Most people, when looking back at their lives, like to think they’ve lived ethically, guided by a moral compass and the best of intentions.
But not many people have ethics and morals woven into the fabric of their everyday life, from professional obligations to personal connections, the way Leon G. Wigrizer, who died Feb. 24 at the age of 90, did.
Professionally, the Massachusetts native spent his entire life devoted to public service, forging a career path that started locally, in Philadelphia, with the IRS and culminated in national roles with large-scale implications.
During his career with the IRS, he was involved in many high-profile cases, including the prosecution of U.S. Rep.
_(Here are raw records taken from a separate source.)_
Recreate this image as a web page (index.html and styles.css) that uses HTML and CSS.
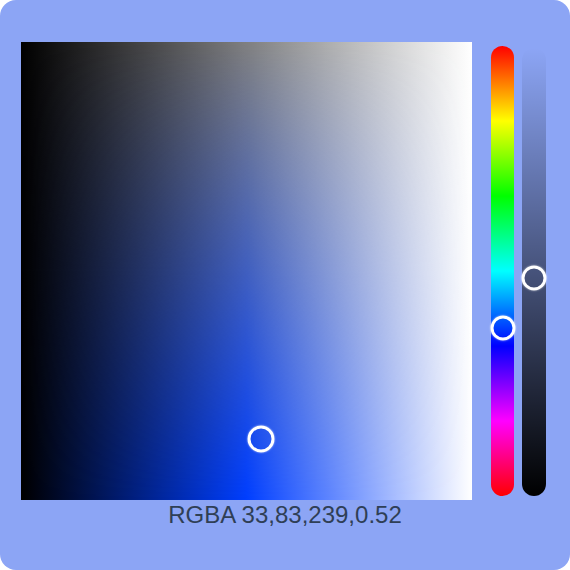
FILE: index.html
```html
<!DOCTYPE html>
<html>
<head>
<meta charset="utf-8">
<link rel="stylesheet" href="styles.css">
</head>
<body>
<div class="picker">
  <div class="row">
    <div class="plane">
      <div class="plane-gray"></div>
      <div class="handle handle-plane" style="left:53.2%; top:86.6%"></div>
    </div>
    <div class="slider hue">
      <div class="handle handle-slider" style="top:62.6%"></div>
    </div>
    <div class="slider alpha">
      <div class="handle handle-slider" style="top:51.4%"></div>
    </div>
  </div>
  <div class="label">RGBA 33,83,239,0.52</div>
</div>
</body>
</html>
```

FILE: styles.css
```css
html, body {
  margin: 0;
  padding: 0;
  background: #ffffff;
}

.picker {
  width: 570px;
  height: 570px;
  box-sizing: border-box;
  padding: 42px 24px 0 21px;
  border-radius: 16px;
  background: #8ca5f5;
  font-family: "Liberation Sans", Arial, sans-serif;
}

.row {
  display: flex;
  align-items: flex-start;
}

.plane {
  position: relative;
  width: 451px;
  height: 458px;
  background: linear-gradient(to right, #000000, hsl(225.4, 100%, 50%), #ffffff);
}

.plane-gray {
  position: absolute;
  inset: 0;
  background: linear-gradient(to right, #000000, #ffffff);
  -webkit-mask-image: linear-gradient(to bottom, #000 0%, transparent 100%);
  mask-image: linear-gradient(to bottom, #000 0%, transparent 100%);
}

.slider {
  position: relative;
}

.hue {
  margin-left: 19px;
  margin-top: 4px;
  width: 23px;
  height: 450px;
  border-radius: 12px;
  background: linear-gradient(to bottom, #ff0000 0%, #ffff00 16.67%, #00ff00 33.33%, #00ffff 50%, #0000ff 66.67%, #ff00ff 83.33%, #ff0000 100%);
}

.alpha {
  margin-left: 8px;
  margin-top: 6px;
  width: 24px;
  height: 448px;
  border-radius: 12px;
  background: linear-gradient(to bottom, rgba(0, 0, 0, 0), rgba(0, 0, 0, 1));
}

.handle {
  position: absolute;
  box-sizing: border-box;
  border: 3px solid #ffffff;
  border-radius: 50%;
  transform: translate(-50%, -50%);
  box-shadow: 0 0 2px rgba(255, 255, 255, 0.7);
}

.handle-plane {
  width: 27px;
  height: 27px;
}

.handle-slider {
  left: 50%;
  width: 25px;
  height: 25px;
}

.label {
  text-align: center;
  font-size: 24px;
  line-height: 28px;
  color: #2f3f56;
  margin-left: -21px;
  margin-right: -24px;
  margin-top: 1px;
}
```
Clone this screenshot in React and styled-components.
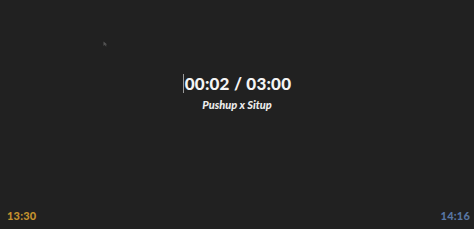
import styled, { createGlobalStyle } from 'styled-components';

const Global = createGlobalStyle`
  html, body { margin: 0; padding: 0; background: #212121; }
  #root { height: 229px; }
`;

const Screen = styled.div`
  height: 229px;
  display: flex;
  flex-direction: column;
  background: #212121;
  font-family: Lato, "Open Sans", sans-serif;
  position: relative;
`;

const Stage = styled.div`
  flex: 1;
  display: flex;
  flex-direction: column;
  align-items: center;
  justify-content: center;
  padding-bottom: 24px;
`;

const Timer = styled.div`
  display: flex;
  align-items: center;
  font-size: 17px;
  font-weight: 900;
  color: #f4f4f4;
  line-height: 20px;
  letter-spacing: 0.2px;
`;

const Caret = styled.span`
  width: 1px;
  height: 19px;
  background: #9a9a9a;
  margin-right: 1px;
`;

const Label = styled.div`
  margin-top: 4px;
  font-size: 11px;
  font-weight: 900;
  font-style: italic;
  color: #ececec;
  line-height: 14px;
`;

const Footer = styled.div`
  display: flex;
  justify-content: space-between;
  align-items: center;
  padding: 0 4px 7px 7px;
`;

const Clock = styled.span`
  font-size: 11px;
  font-weight: 900;
  color: ${p => p.$tone};
  letter-spacing: 0.2px;
`;

const Pointer = styled.svg`
  position: absolute;
  left: 103px;
  top: 41px;
`;

export default function App() {
  return (
    <>
      <Global />
      <Screen>
        <Pointer width="5" height="6" viewBox="0 0 5 6">
          <path d="M0.5 0.5 L0.5 5 L1.8 3.8 L3 5.5 L3.6 5.1 L2.5 3.5 L4.2 3.5 Z" fill="#555" />
        </Pointer>
        <Stage>
          <Timer>
            <Caret />
            00:02 / 03:00
          </Timer>
          <Label>Pushup x Situp</Label>
        </Stage>
        <Footer>
          <Clock $tone="#c4922e">13:30</Clock>
          <Clock $tone="#5876a3">14:16</Clock>
        </Footer>
      </Screen>
    </>
  );
}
Edward Gallagher of New Jersey and the investigation into then-President Nixon’s tax filings. In 1978, he was named the Treasury Department’s first inspector general and significantly shaped the policies and procedures of the department’s integrity programs under President Jimmy Carter.
After almost 30 years in federal government, Wigrizer was appointed Philadelphia’s first inspector general by Mayor Wilson Goode. He ferreted out corruption and waste during his tenure, resulting in 400 arrests and job actions. He also prosecuted corrupt inspectors as director of the city’s department of Licenses and Inspections.
He was appointed SEPTA’s first inspector general in 1991; after his retirement in 1997, he continued to speak publicly about ethics and corruption in government and public service.
Not surprisingly, his professional preoccupation with integrity filtered down to his personal life, as he raised two children, Steven and Fay, in close-knit Melrose Park with his late wife of 64 years, Devora “Dee” Wigrizer.
“My father believed in rules and limits, and he taught me and my sister about honesty and integrity,” said his son, Steven Wigrizer, a lawyer in Philadelphia. “He also taught me that when you are dishonest or you break rules, there are repercussions. I was a little rebellious as a kid, and I became very familiar with those repercussions. But my father taught us to be respectful and law-abiding people, and we’ve tried our whole lives to honor that example.”
Leon Wigrizer was born in Lawrence, Massachusetts to Morris and Jennie Wigrizer, who both survived pogroms in Ukraine and Soviet Russia. Morris Wigrizer’s experience was especially harrowing, as detailed both by Steven Wigrizer and by Leon Wigrizer himself in a YouTube documentary about the latter’s life.
“Gangs of men would go into towns and terrorize, beat and kill people simply because of their Jewish faith,” Steven Wigrizer said. Despite his mother paying money to the Bolshevik soldiers, Morris Wigrizer was taken out of the house, his head split open with an ax, and left for dead. The family brought him back to the house and built a false wall, where he hid as he recovered.
“It was miraculous that he even lived,” Steven Wigrizer said. “He then was in a position to escape his country and make his way to America.”
Morris and Jennie Wigrizer raised Leon and his two sisters, Harriet and Shirley, in New England, in what Leon Wigrizer remembered as a happy childhood. But Morris Wigrizer’s dark history had a profound impact on his son.
“The way my father looked at things was that America literally saved his father’s life,” Steven Wigrizer said. “It also gave him a tremendous sense of faith because he was a deeply, deeply religious man.” (Leon Wigrizer was an active member of Historic Congregation Kesher Israel in Society Hill until his death.)
After Leon Wigrizer graduated from Boston University School of Law in 1950, he entered the civil service.
“We’re all the product of our experiences and our upbringing,” Steven Wigrizer said. “Because of the gratitude that he and his family felt for what this country did for him, he chose public service.”
That choice was by no means a given, as Leon Wigrizer was an award-winning photographer even in his teens. Photography was a passion he pursued throughout his life, exhibiting locally, nationally and internationally.
“He was a photographic pioneer and he lectured and he wrote [about photography],” Steven Wigrizer said. “The same was true of computers in the early days. He actually contributed to computer magazines. On top of that, he did carpentry, electrical work — he was a real renaissance man. He could have done anything.”
Leon Wigrizer was grandfather to Justin, Michael, David, Danny, Jennie and Shari, and father-in-law to Steven Wigrizer’s wife, Debbie, and Fay’s husband, Jeff Adams.
He died peacefully, surrounded by family at his Hopkinson House residence on Washington Square. A funeral was held by Joseph Levine and Sons. Contributions may be made to Historic Congregation Kesher Israel, 412 Lombard St., Philadelphia, PA 19147.